La escritura es un ejercicio constante de concesión y descubrimiento: por un lado, quien escribe se ve forzado a sujetarse a reglas determinadas, a aceptar incontestablemente formas que ya existían antes y existirán después; pero, por otro, la escritura también viene acompañada de hallazgos inesperados, cosas que se descubren solo al escribir y que provienen de los dominios más íntimos y profundos del escritor.

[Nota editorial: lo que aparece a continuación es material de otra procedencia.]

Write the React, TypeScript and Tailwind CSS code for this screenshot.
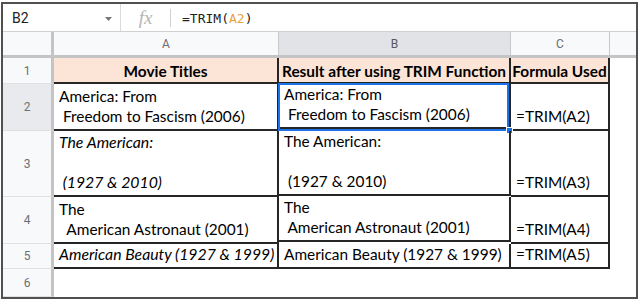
const cellFont = { fontFamily: "Lato, 'Open Sans', sans-serif" };

type Cell = { text: string; italic?: boolean };

const rows: { h: string; a: Cell; b: Cell; c: Cell }[] = [
  { h: "h-[47px]", a: { text: "America: From\n Freedom to Fascism (2006)" }, b: { text: "America: From\n Freedom to Fascism (2006)" }, c: { text: "=TRIM(A2)" } },
  { h: "h-[66px]", a: { text: "The American:\n\n (1927 & 2010)", italic: true }, b: { text: "The American:\n\n (1927 & 2010)" }, c: { text: "=TRIM(A3)" } },
  { h: "h-[47px]", a: { text: "The\n  American Astronaut (2001)" }, b: { text: "The\n American Astronaut (2001)" }, c: { text: "=TRIM(A4)" } },
  { h: "h-[25px]", a: { text: "American Beauty (1927 & 1999)", italic: true }, b: { text: "American Beauty (1927 & 1999)" }, c: { text: "=TRIM(A5)" } },
];

function RowHead({ n, selected }: { n: number; selected?: boolean }) {
  return (
    <div
      className={`w-[51px] shrink-0 flex items-center justify-center border-r-[3px] border-r-[#c4c4c4] border-b border-b-[#e0e0e0] text-[12px] text-[#6b6f74] ${selected ? "bg-[#e8eaed]" : "bg-[#f8f9fa]"}`}
      style={{ fontFamily: "Roboto, 'Open Sans', sans-serif" }}
    >
      {n}
    </div>
  );
}

function DataCell({ cell, w }: { cell: Cell; w: string }) {
  return (
    <div
      className={`${w} shrink-0 flex flex-col justify-end px-[5px] pb-[3px] border-r-2 border-b-2 border-[#262626] leading-[20px] text-black whitespace-pre overflow-hidden ${cell.italic ? "italic text-[15.8px]" : "text-[15.4px]"}`}
      style={cellFont}
    >
      {cell.text}
    </div>
  );
}

export default function App() {
  return (
    <div className="w-[640px] h-[301px] bg-white pt-[2px] pl-[1px]">
      <div className="w-[637px] h-[297px] border-2 border-[#505050] overflow-hidden flex flex-col">
        {/* Formula bar */}
        <div className="h-[28px] shrink-0 flex border-b border-[#d0d0d0]">
          <div className="w-[117px] flex items-center justify-between pl-[9px] pr-[8px] pt-[2px]">
            <span className="text-[14px] text-[#222]" style={{ fontFamily: "Roboto, sans-serif" }}>B2</span>
            <svg width="7" height="4" viewBox="0 0 7 4">
              <path d="M0 0 L7 0 L3.5 4 Z" fill="#777" />
            </svg>
          </div>
          <div className="w-px bg-[#dadada]" />
          <div className="w-[49px] flex items-center justify-center pt-[1px]">
            <span className="italic text-[19px] text-[#b5b5b5]" style={{ fontFamily: "'Liberation Serif', serif" }}>fx</span>
          </div>
          <div className="flex items-center">
            <div className="w-px h-[18px] bg-[#d0d0d0]" />
          </div>
          <div className="flex items-center pl-[11px] pt-[2px] text-[13px] text-[#222]" style={{ fontFamily: "'DejaVu Sans Mono', monospace" }}>
            =TRIM(<span className="text-[#e8a33d]">A2</span>)
          </div>
        </div>

        {/* Column headers */}
        <div className="h-[26px] shrink-0 flex border-b-[3px] border-[#c4c4c4] text-[12px] text-[#6b6f74]" style={{ fontFamily: "Roboto, sans-serif" }}>
          <div className="w-[51px] shrink-0 bg-[#f8f9fa] border-r-[3px] border-[#c4c4c4]" />
          <div className="w-[225px] shrink-0 bg-[#f8f9fa] border-r border-[#c8c8c8] flex items-center justify-center">A</div>
          <div className="w-[232px] shrink-0 bg-[#e1e3e6] border-r border-[#c8c8c8] flex items-center justify-center text-[#55595e]">B</div>
          <div className="w-[99px] shrink-0 bg-[#f8f9fa] border-r border-[#c8c8c8] flex items-center justify-center">C</div>
          <div className="flex-1 bg-[#f8f9fa]" />
        </div>

        {/* Row 1 */}
        <div className="h-[26px] shrink-0 flex">
          <RowHead n={1} />
          {[
            { t: "Movie Titles", w: "w-[225px]" },
            { t: "Result after using TRIM Function", w: "w-[232px]" },
            { t: "Formula Used", w: "w-[99px]" },
          ].map((c) => (
            <div
              key={c.t}
              className={`${c.w} shrink-0 flex items-end justify-center pb-[1px] bg-[#fce4d6] border-r-2 border-b-2 border-[#262626] text-[15.4px] leading-[20px] font-bold text-black whitespace-nowrap overflow-hidden`}
              style={cellFont}
            >
              {c.t}
            </div>
          ))}
          <div className="flex-1" />
        </div>

        {/* Rows 2-5 */}
        {rows.map((r, i) => (
          <div key={i} className={`${r.h} shrink-0 flex`}>
            <RowHead n={i + 2} selected={i === 0} />
            <DataCell cell={r.a} w="w-[225px]" />
            <div className="relative">
              <DataCell cell={r.b} w="w-[232px]" />
              {i === 0 && (
                <>
                  <div className="absolute left-[-1px] top-[-1px] right-[2px] bottom-[0px] border-2 border-[#1a73e8]" />
                  <div className="absolute right-[-2px] bottom-[-3px] w-[7px] h-[7px] bg-[#1a73e8] border border-white" />
                </>
              )}
            </div>
            <DataCell cell={r.c} w="w-[99px]" />
            <div className="flex-1" />
          </div>
        ))}

        {/* Row 6 */}
        <div className="flex-1 flex">
          <RowHead n={6} />
          <div className="flex-1" />
        </div>
      </div>
    </div>
  );
}
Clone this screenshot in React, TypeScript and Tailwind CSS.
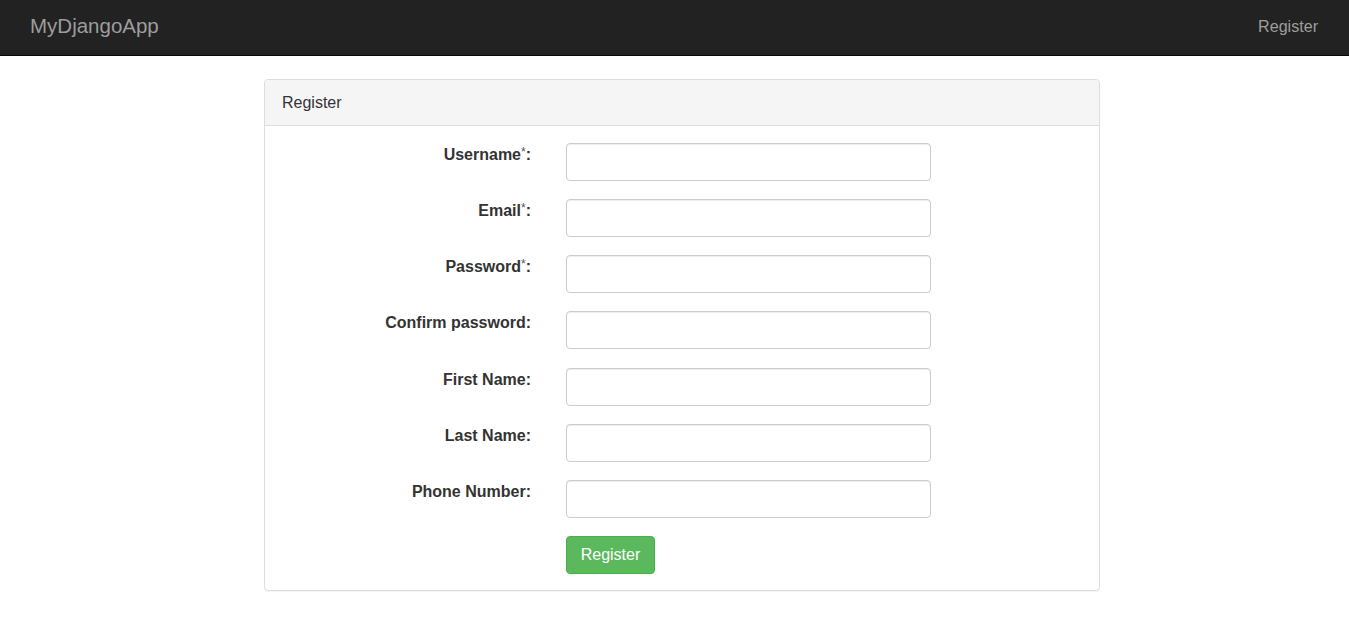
import React from 'react';

const fields = [
  { label: 'Username', required: true },
  { label: 'Email', required: true },
  { label: 'Password', required: true },
  { label: 'Confirm password', required: false },
  { label: 'First Name', required: false },
  { label: 'Last Name', required: false },
  { label: 'Phone Number', required: false },
];

const App = () => {
  return (
    <div className="min-h-[621px] bg-white font-['Liberation_Sans',Arial,sans-serif] text-[#333]">
      {/* Navbar */}
      <nav className="h-[56px] bg-[#222] border-b border-[#080808] flex items-center justify-between pl-[30px] pr-[31px]">
        <a className="text-[20.5px] text-[#9d9d9d] leading-none -mt-[3px]">MyDjangoApp</a>
        <a className="text-[16.1px] text-[#9d9d9d] leading-none -mt-[3px]">Register</a>
      </nav>

      {/* Panel */}
      <div className="ml-[264px] mt-[23px] w-[836px] border border-[#ddd] rounded-[4px] shadow-[0_1px_1px_rgba(0,0,0,0.05)]">
        <div className="h-[46px] bg-[#f5f5f5] border-b border-[#ddd] rounded-t-[4px] px-[17px] flex items-center text-[16px] text-[#333]">
          Register
        </div>
        <div className="pt-[17px] pb-[16px] flex flex-col gap-[18.15px]">
          {fields.map((f) => (
            <div key={f.label} className="flex items-start">
              <label className="w-[266px] text-right pt-[2px] leading-[20px] text-[16px] font-bold text-[#333]">
                {f.label}
                {f.required && <sup className="font-normal text-[12px] top-[-4px] text-[#555]">*</sup>}:
              </label>
              <input
                type="text"
                className="ml-[35px] w-[365px] h-[38px] border border-[#ccc] rounded-[4px] shadow-[inset_0_1px_1px_rgba(0,0,0,0.075)] px-3 outline-none"
              />
            </div>
          ))}
          <div className="flex">
            <button className="ml-[301px] w-[89px] h-[38px] bg-[#5cb85c] border border-[#4cae4c] rounded-[4px] text-white text-[16px]">
              Register
            </button>
          </div>
        </div>
      </div>
    </div>
  );
};

export default App;
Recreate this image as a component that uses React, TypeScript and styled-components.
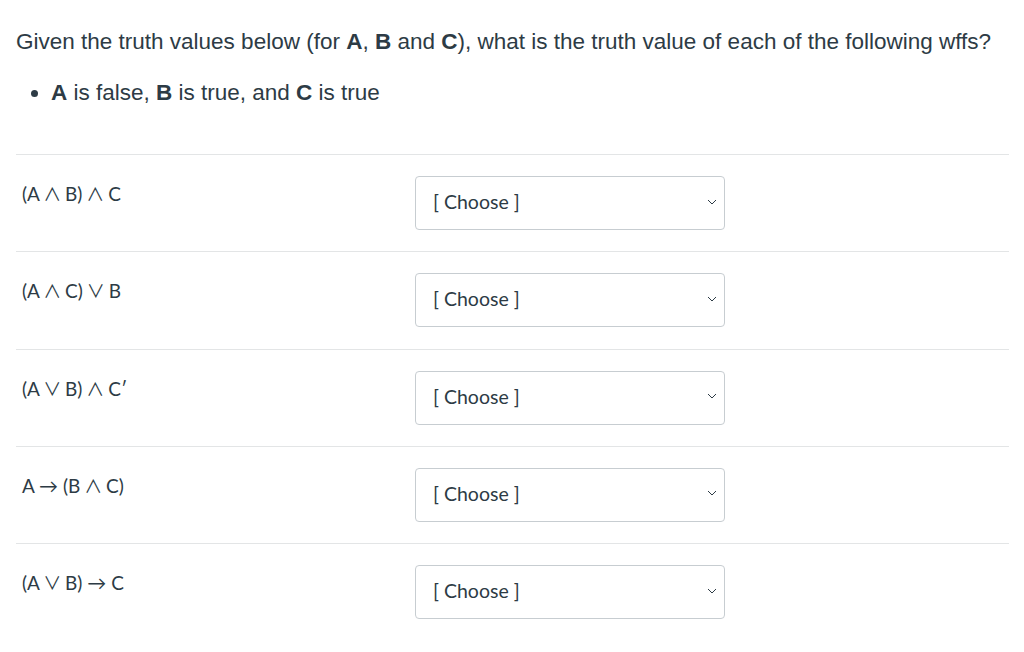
import { FC, ReactNode } from 'react'
import styled, { createGlobalStyle } from 'styled-components'

const GlobalStyle = createGlobalStyle`
  html, body {
    margin: 0;
    padding: 0;
    background: #ffffff;
  }
  body {
    color: #2d3b45;
    font-family: "Liberation Sans", Arial, sans-serif;
  }
`

// logic operators in the source are tall and thin, the CJK font has that shape
const Op = styled.span`
  font-family: "Noto Sans CJK JP", sans-serif;
  font-size: 0.95em;
  margin: 0 -1px;
`

const and = <Op>{'\u2227'}</Op>
const or = <Op>{'\u2228'}</Op>

type Question = {
  id: string
  label: ReactNode
}

const questions: Question[] = [
  { id: 'q1', label: <>(A {and} B) {and} C</> },
  { id: 'q2', label: <>(A {and} C) {or} B</> },
  { id: 'q3', label: <>(A {or} B) {and} C{'\u2032'}</> },
  { id: 'q4', label: <>A {'\u2192'} (B {and} C)</> },
  { id: 'q5', label: <>(A {or} B) {'\u2192'} C</> },
]

const Page = styled.div`
  padding: 26px 15px 0 16px;
  width: 1024px;
  box-sizing: border-box;
`

const Prompt = styled.p`
  margin: 0;
  font-size: 22.5px;
  line-height: 32px;
`

const Facts = styled.ul`
  margin: 19px 0 0;
  padding: 0 0 0 35px;
  font-size: 22.5px;
  line-height: 32px;
`

const List = styled.div`
  margin-top: 45px;
  border-top: 1px solid #e3e5e6;
`

const Row = styled.div`
  display: grid;
  grid-template-columns: 399px 310px;
  padding: 21px 0 21.25px;
  border-bottom: 1px solid #e3e5e6;
  &:last-child {
    border-bottom: none;
  }
`

const Label = styled.div`
  font-family: Lato, "Liberation Sans", sans-serif;
  font-size: 19px;
  line-height: 26px;
  height: 26px;
  padding: 4px 0 0 6px;
`

const SelectBox = styled.div`
  display: flex;
  align-items: center;
  justify-content: space-between;
  height: 54px;
  box-sizing: border-box;
  border: 1px solid #c7cdd1;
  border-radius: 4px;
  padding: 0 7px 3px 17px;
  font-family: Lato, "Liberation Sans", sans-serif;
  font-size: 19.5px;
  color: #2d3b45;
`

const Chevron: FC = () => (
  <svg width="10" height="6" viewBox="0 0 10 6" fill="none">
    <path d="M1 1l4 4 4-4" stroke="#2d3b45" strokeWidth="1" />
  </svg>
)

const App: FC = () => (
  <>
    <GlobalStyle />
    <Page>
      <Prompt>
        Given the truth values below (for <b>A</b>, <b>B</b> and <b>C</b>), what is the truth value of
        each of the following wffs?
      </Prompt>
      <Facts>
        <li>
          <b>A</b> is false, <b>B</b> is true, and <b>C</b> is true
        </li>
      </Facts>
      <List>
        {questions.map(q => (
          <Row key={q.id}>
            <Label>{q.label}</Label>
            <SelectBox>
              <span>[ Choose ]</span>
              <Chevron />
            </SelectBox>
          </Row>
        ))}
      </List>
    </Page>
  </>
)

export default App
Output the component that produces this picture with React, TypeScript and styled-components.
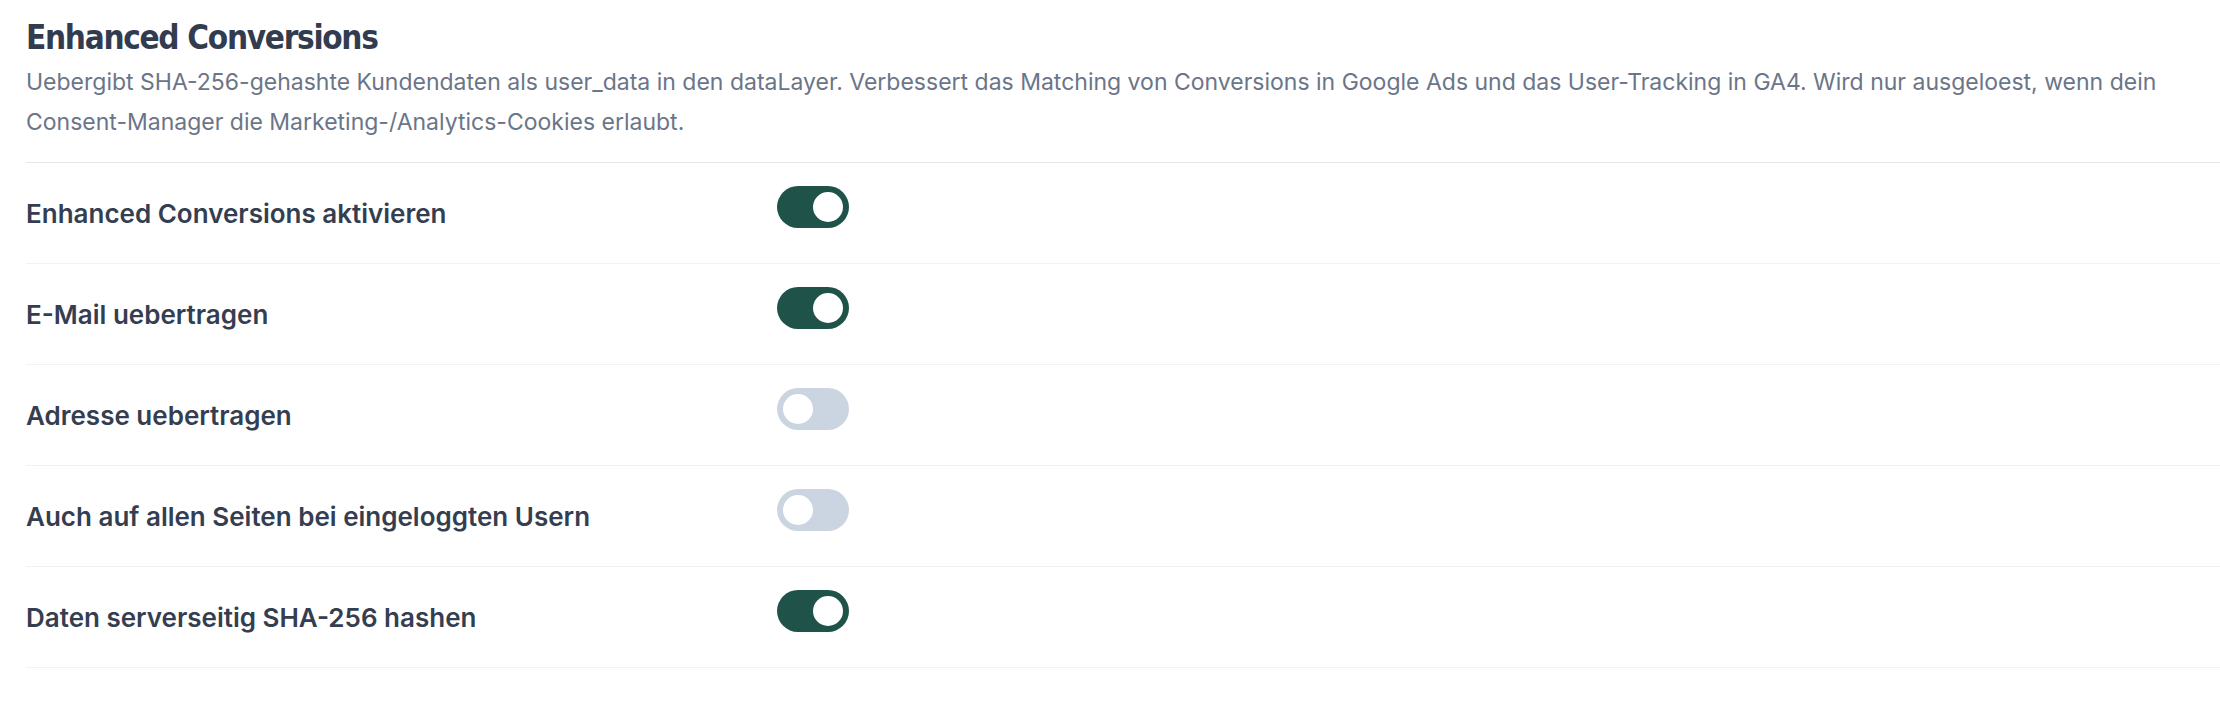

Pienso especialmente en un tipo de escritura un poco realista, un poco autobiográfica. Entre quienes escriben partiendo de lo que han vivido, hay ciertos momentos en que la fidelidad del relato se quiebra, justo por una concesión o por un descubrimiento: o ese realismo ingenuo cede ante un recurso literario ―es decir, la descripción de la vida pierde importancia frente a la oportunidad que se presenta de reproducir cierto efecto que la sensibilidad o la experiencia reconocen como tal y en todo su posible alcance― o, en el otro aspecto, se llega a un descubrimiento, algo relacionado con ese relato vital que solo la reflexión posterior, el prisma de la escritura, hace ver ―un error cometido y entonces invisible, un gesto mal comprendido, una actitud incompatible pero inadvertida en determinada situación―, un hallazgo que se desea mostrar a toda costa, por lo inusitado del acontecimiento.
Entonces, pongamos por caso, se transcribe un sueño y la prisa por salir en la mañana nos hace rematarlo con un final que sabemos dramático o patético pero no necesariamente fiel a lo soñado (y entonces, apenas puesto el signo último, el soñante ya no sabe si de verdad el sueño terminaba así o de otra manera). O escribimos y la rememoración escrita de lo sucedido nos vuelve evidente, y acaso tranquilizante, el error de cálculo cometido en una búsqueda malograda.
Así, al escribir, es posible mentir doblemente: apegándose a la herencia literaria o haciendo explícitas las ficciones que nos creamos para dar sentido a lo que no entendemos.